Oliver shot me an unreadable look. Again, I found myself confused. We’d spoken about starting a family together since our first date. He knew where I stood. No way would we get engaged without discussing this. And if we did, he wouldn’t be swallowing a lump in his throat the size of Baylor.
“Don’t care either way.” He lifted a shoulder, not meeting my eyes. “Leaving it up to you.”
“Well, I do want them. But you know this already.”
“Good. I promise to work diligently on making it happen.”
“Don’t you care about the world you’ll be leaving behind for our kids?”
He squinted at the clouds, frowning. “Isn’t Elon colonizing Mars?”
Elon? They were on first name basis? Was he friends with the guy? Forget it. I didn’t want to know.
“And if he is?”
“We’ll buy them a few lots. They’ll be okay.”
I shook my head. “This is outrageous.”
“Hey, hey, we haven’t even looked at the price sheet, yet.”
“What are other people, who aren’t wealthy enough to buy a place on Mars, going to do?”
Oliver’s light eyes brimmed with something suspiciously close to annoyance, but he kept his voice light. “Sweetheart,
I barely care about the lives of my best friends. To care about the lives of hypothetical future strangers is a stretch.”
I pressed my lips together, stifling a scream. “I really don’t know what we found in one another.”
I would say we stuck together as childhood sweethearts, but the four-year, college-sized gap in our romance proved otherwise.
“Happy to give you a demonstration once you get your memory back,” he drawled, making a show of clicking buttons I was fifty percent sure he only clicked to distract me.
“Do you ever think about things that aren’t sex?”
“Rarely – and not voluntarily.”
“I can’t believe you’re in your thirties.”
Actually, I couldn’t believe this was the same Oliver von Bismarck I’d pined over as a child. What happened to him? But I suspected I knew.
Seb.
“Me either.” He adjusted the throttles. “Trust me.”
The engine’s soft rumble hummed in my ears, accompanied by the occasional confirmation from traffic control. Silence stretched between us.
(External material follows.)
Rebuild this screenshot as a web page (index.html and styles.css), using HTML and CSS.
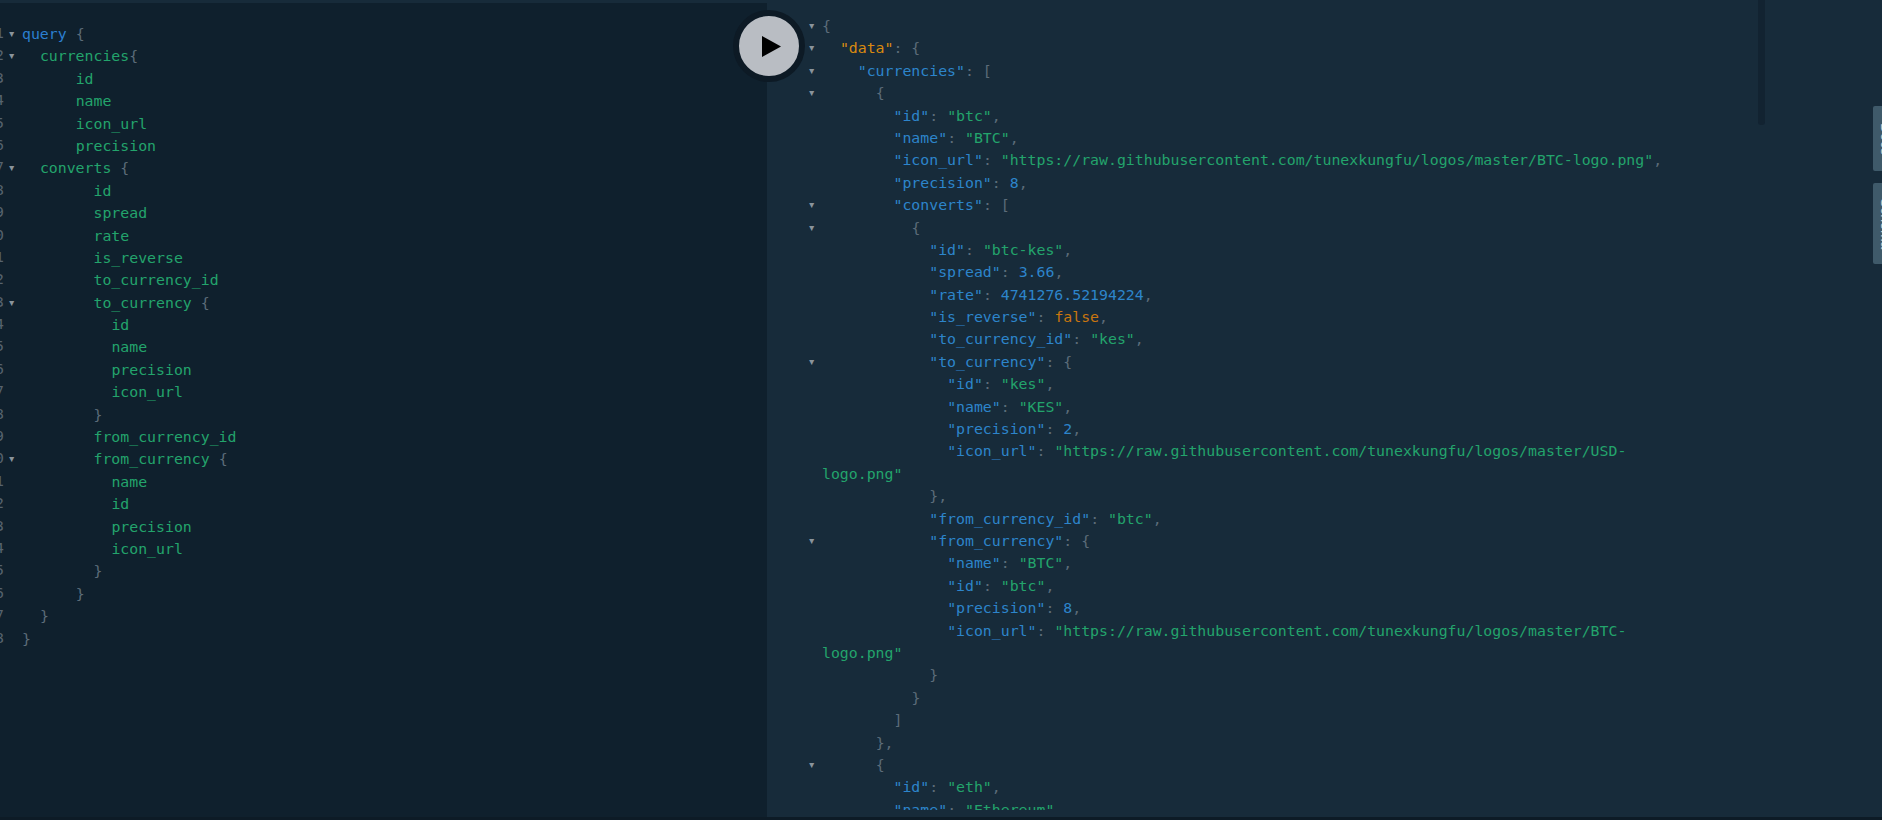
FILE: index.html
```html
<!DOCTYPE html>
<html lang="en">
<head>
<meta charset="utf-8">
<title>GraphiQL</title>
<link rel="stylesheet" href="styles.css">
</head>
<body>
<div class="app">
  <section class="editor">
    <div class="line"><span class="num">1</span><span class="fold">▾</span><code><span class="kw">query</span> <span class="p">{</span></code></div>
    <div class="line"><span class="num">2</span><span class="fold">▾</span><code>  <span class="g">currencies</span><span class="p">{</span></code></div>
    <div class="line"><span class="num">3</span><span class="fold"></span><code>      <span class="g">id</span></code></div>
    <div class="line"><span class="num">4</span><span class="fold"></span><code>      <span class="g">name</span></code></div>
    <div class="line"><span class="num">5</span><span class="fold"></span><code>      <span class="g">icon_url</span></code></div>
    <div class="line"><span class="num">6</span><span class="fold"></span><code>      <span class="g">precision</span></code></div>
    <div class="line"><span class="num">7</span><span class="fold">▾</span><code>  <span class="g">converts</span> <span class="p">{</span></code></div>
    <div class="line"><span class="num">8</span><span class="fold"></span><code>        <span class="g">id</span></code></div>
    <div class="line"><span class="num">9</span><span class="fold"></span><code>        <span class="g">spread</span></code></div>
    <div class="line"><span class="num">10</span><span class="fold"></span><code>        <span class="g">rate</span></code></div>
    <div class="line"><span class="num">11</span><span class="fold"></span><code>        <span class="g">is_reverse</span></code></div>
    <div class="line"><span class="num">12</span><span class="fold"></span><code>        <span class="g">to_currency_id</span></code></div>
    <div class="line"><span class="num">13</span><span class="fold">▾</span><code>        <span class="g">to_currency</span> <span class="p">{</span></code></div>
    <div class="line"><span class="num">14</span><span class="fold"></span><code>          <span class="g">id</span></code></div>
    <div class="line"><span class="num">15</span><span class="fold"></span><code>          <span class="g">name</span></code></div>
    <div class="line"><span class="num">16</span><span class="fold"></span><code>          <span class="g">precision</span></code></div>
    <div class="line"><span class="num">17</span><span class="fold"></span><code>          <span class="g">icon_url</span></code></div>
    <div class="line"><span class="num">18</span><span class="fold"></span><code>        <span class="p">}</span></code></div>
    <div class="line"><span class="num">19</span><span class="fold"></span><code>        <span class="g">from_currency_id</span></code></div>
    <div class="line"><span class="num">20</span><span class="fold">▾</span><code>        <span class="g">from_currency</span> <span class="p">{</span></code></div>
    <div class="line"><span class="num">21</span><span class="fold"></span><code>          <span class="g">name</span></code></div>
    <div class="line"><span class="num">22</span><span class="fold"></span><code>          <span class="g">id</span></code></div>
    <div class="line"><span class="num">23</span><span class="fold"></span><code>          <span class="g">precision</span></code></div>
    <div class="line"><span class="num">24</span><span class="fold"></span><code>          <span class="g">icon_url</span></code></div>
    <div class="line"><span class="num">25</span><span class="fold"></span><code>        <span class="p">}</span></code></div>
    <div class="line"><span class="num">26</span><span class="fold"></span><code>      <span class="p">}</span></code></div>
    <div class="line"><span class="num">27</span><span class="fold"></span><code>  <span class="p">}</span></code></div>
    <div class="line"><span class="num">28</span><span class="fold"></span><code><span class="p">}</span></code></div>
  </section>
  <section class="result">
    <div class="result-body">
    <div class="line"><span class="fold">▾</span><code><span class="p">{</span></code></div>
    <div class="line"><span class="fold">▾</span><code>  <span class="o">"data"</span><span class="p">: {</span></code></div>
    <div class="line"><span class="fold">▾</span><code>    <span class="b">"currencies"</span><span class="p">: [</span></code></div>
    <div class="line"><span class="fold">▾</span><code>      <span class="p">{</span></code></div>
    <div class="line"><span class="fold"></span><code>        <span class="b">"id"</span><span class="p">:</span> <span class="g">"btc"</span><span class="p">,</span></code></div>
    <div class="line"><span class="fold"></span><code>        <span class="b">"name"</span><span class="p">:</span> <span class="g">"BTC"</span><span class="p">,</span></code></div>
    <div class="line"><span class="fold"></span><code>        <span class="b">"icon_url"</span><span class="p">:</span> <span class="g">"https://raw.githubusercontent.com/tunexkungfu/logos/master/BTC-logo.png"</span><span class="p">,</span></code></div>
    <div class="line"><span class="fold"></span><code>        <span class="b">"precision"</span><span class="p">:</span> <span class="b">8</span><span class="p">,</span></code></div>
    <div class="line"><span class="fold">▾</span><code>        <span class="b">"converts"</span><span class="p">: [</span></code></div>
    <div class="line"><span class="fold">▾</span><code>          <span class="p">{</span></code></div>
    <div class="line"><span class="fold"></span><code>            <span class="b">"id"</span><span class="p">:</span> <span class="g">"btc-kes"</span><span class="p">,</span></code></div>
    <div class="line"><span class="fold"></span><code>            <span class="b">"spread"</span><span class="p">:</span> <span class="b">3.66</span><span class="p">,</span></code></div>
    <div class="line"><span class="fold"></span><code>            <span class="b">"rate"</span><span class="p">:</span> <span class="b">4741276.52194224</span><span class="p">,</span></code></div>
    <div class="line"><span class="fold"></span><code>            <span class="b">"is_reverse"</span><span class="p">:</span> <span class="o2">false</span><span class="p">,</span></code></div>
    <div class="line"><span class="fold"></span><code>            <span class="b">"to_currency_id"</span><span class="p">:</span> <span class="g">"kes"</span><span class="p">,</span></code></div>
    <div class="line"><span class="fold">▾</span><code>            <span class="b">"to_currency"</span><span class="p">: {</span></code></div>
    <div class="line"><span class="fold"></span><code>              <span class="b">"id"</span><span class="p">:</span> <span class="g">"kes"</span><span class="p">,</span></code></div>
    <div class="line"><span class="fold"></span><code>              <span class="b">"name"</span><span class="p">:</span> <span class="g">"KES"</span><span class="p">,</span></code></div>
    <div class="line"><span class="fold"></span><code>              <span class="b">"precision"</span><span class="p">:</span> <span class="b">2</span><span class="p">,</span></code></div>
    <div class="line"><span class="fold"></span><code>              <span class="b">"icon_url"</span><span class="p">:</span> <span class="g">"https://raw.githubusercontent.com/tunexkungfu/logos/master/USD-</span></code></div>
    <div class="line"><span class="fold"></span><code><span class="g">logo.png"</span></code></div>
    <div class="line"><span class="fold"></span><code>            <span class="p">},</span></code></div>
    <div class="line"><span class="fold"></span><code>            <span class="b">"from_currency_id"</span><span class="p">:</span> <span class="g">"btc"</span><span class="p">,</span></code></div>
    <div class="line"><span class="fold">▾</span><code>            <span class="b">"from_currency"</span><span class="p">: {</span></code></div>
    <div class="line"><span class="fold"></span><code>              <span class="b">"name"</span><span class="p">:</span> <span class="g">"BTC"</span><span class="p">,</span></code></div>
    <div class="line"><span class="fold"></span><code>              <span class="b">"id"</span><span class="p">:</span> <span class="g">"btc"</span><span class="p">,</span></code></div>
    <div class="line"><span class="fold"></span><code>              <span class="b">"precision"</span><span class="p">:</span> <span class="b">8</span><span class="p">,</span></code></div>
    <div class="line"><span class="fold"></span><code>              <span class="b">"icon_url"</span><span class="p">:</span> <span class="g">"https://raw.githubusercontent.com/tunexkungfu/logos/master/BTC-</span></code></div>
    <div class="line"><span class="fold"></span><code><span class="g">logo.png"</span></code></div>
    <div class="line"><span class="fold"></span><code>            <span class="p">}</span></code></div>
    <div class="line"><span class="fold"></span><code>          <span class="p">}</span></code></div>
    <div class="line"><span class="fold"></span><code>        <span class="p">]</span></code></div>
    <div class="line"><span class="fold"></span><code>      <span class="p">},</span></code></div>
    <div class="line"><span class="fold">▾</span><code>      <span class="p">{</span></code></div>
    <div class="line"><span class="fold"></span><code>        <span class="b">"id"</span><span class="p">:</span> <span class="g">"eth"</span><span class="p">,</span></code></div>
    <div class="line"><span class="fold"></span><code>        <span class="b">"name"</span><span class="p">:</span> <span class="g">"Ethereum"</span></code></div>
    </div>
  </section>
  <button class="play" aria-label="Run query">
    <svg width="19" height="21" viewBox="0 0 19 21"><path d="M0 0 L19 10.5 L0 21 Z" fill="#000"/></svg>
  </button>
  <div class="scrollbar"></div>
  <div class="tabs">
    <span class="tab tab-a">Docs</span>
    <span class="tab tab-b">Schema</span>
  </div>
</div>
</body>
</html>
```
FILE: styles.css
```css
* { box-sizing: border-box; }
html, body { margin: 0; height: 100%; overflow: hidden; background: #0f202d; }
.app {
  position: relative;
  width: 1882px;
  height: 820px;
  display: flex;
  border-top: 3px solid #172b3a;
  border-bottom: 3px solid #0d1b26;
  background: #0f202d;
  font: 14.85px/22.4px "DejaVu Sans Mono", monospace;
}
.editor { width: 767px; flex: none; padding-top: 20px; background: #0f202d; overflow: hidden; }
.result { flex: 1; min-width: 0; padding-left: 38px; background: #172b3a; }
.result-body { height: 807px; padding-top: 12px; overflow: hidden; }
.line { display: flex; height: 22.4px; white-space: pre; }
code { font: inherit; }
.num { width: 4px; height: 21px; margin-top: -1px; overflow: hidden; display: flex; justify-content: flex-end; color: #56636e; flex: none; }
.fold { width: 18px; flex: none; padding-right: 2.6px; font-size: 13px; color: #8a949c; text-align: center; }
.result .fold { width: 17px; padding-right: 3.5px; }
.kw { color: #2b7fd0; }
.g { color: #23a46c; }
.b { color: #2d85cb; }
.o { color: #d98a10; }
.o2 { color: #c9760f; }
.p { color: #5c6c79; }
.play {
  position: absolute;
  left: 733px;
  top: 7px;
  width: 72px;
  height: 72px;
  border-radius: 50%;
  border: 6px solid #0d1a25;
  background: #b9bdc3;
  display: flex;
  align-items: center;
  justify-content: center;
  padding: 0 0 0 4px;
}
.scrollbar { position: absolute; left: 1758px; top: -3px; width: 7px; height: 125px; background: #122331; border-radius: 0 0 3px 3px; }
.tabs { position: absolute; right: 0; top: 103px; width: 9px; display: flex; flex-direction: column; gap: 12px; overflow: hidden; }
.tab { display: block; flex: none; width: 24px; padding-left: 2px; background: #3f5a6a; border-radius: 2px 0 0 2px; color: #c3ccd2; font: 14px/22px "Liberation Sans", sans-serif; writing-mode: vertical-rl; text-align: center; }
.tab-a { height: 65px; }
.tab-b { height: 81px; }
```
The uncomfortable, tense kind. Not the silence of well-seasoned couples.
“So …” Oliver cleared his throat, restarting the conversation out of nowhere. “I guess you won’t be attending the official grand opening of the Grand Regent’s artificial ski resort in Palm Springs?”
I whipped my head toward him, aghast. “That’s the desert.”
“Until it becomes beachfront property in thirty years.”
My jaw struggled to remain attached to its socket. “Whose idea was that?”
He pointed at himself.
“Ollie.”
“Cuddlebug.”
“Where was I when this happened?”
“Probably riding my dick. I can’t get enough of you, and you always bring me to the point of delirium.”
I groaned. “I have a feeling we’re toxic together.”
He winked. “Hell and Heaven are the same experiences in different temperatures.”
I sank into my seat, not caring that I’d turned to sulking. “What other world-crushing plans do you have that I should know about?”
He kept his eyes on the sky ahead, the flare of his nostrils the only sign he’d heard me. “None that I can think of.”
I chewed on my lower lip. “I really need to regain my memories, don’t I?”
“No rush. I’ll wait.” He squeezed the steering yoke tight. “Even if it kills me.”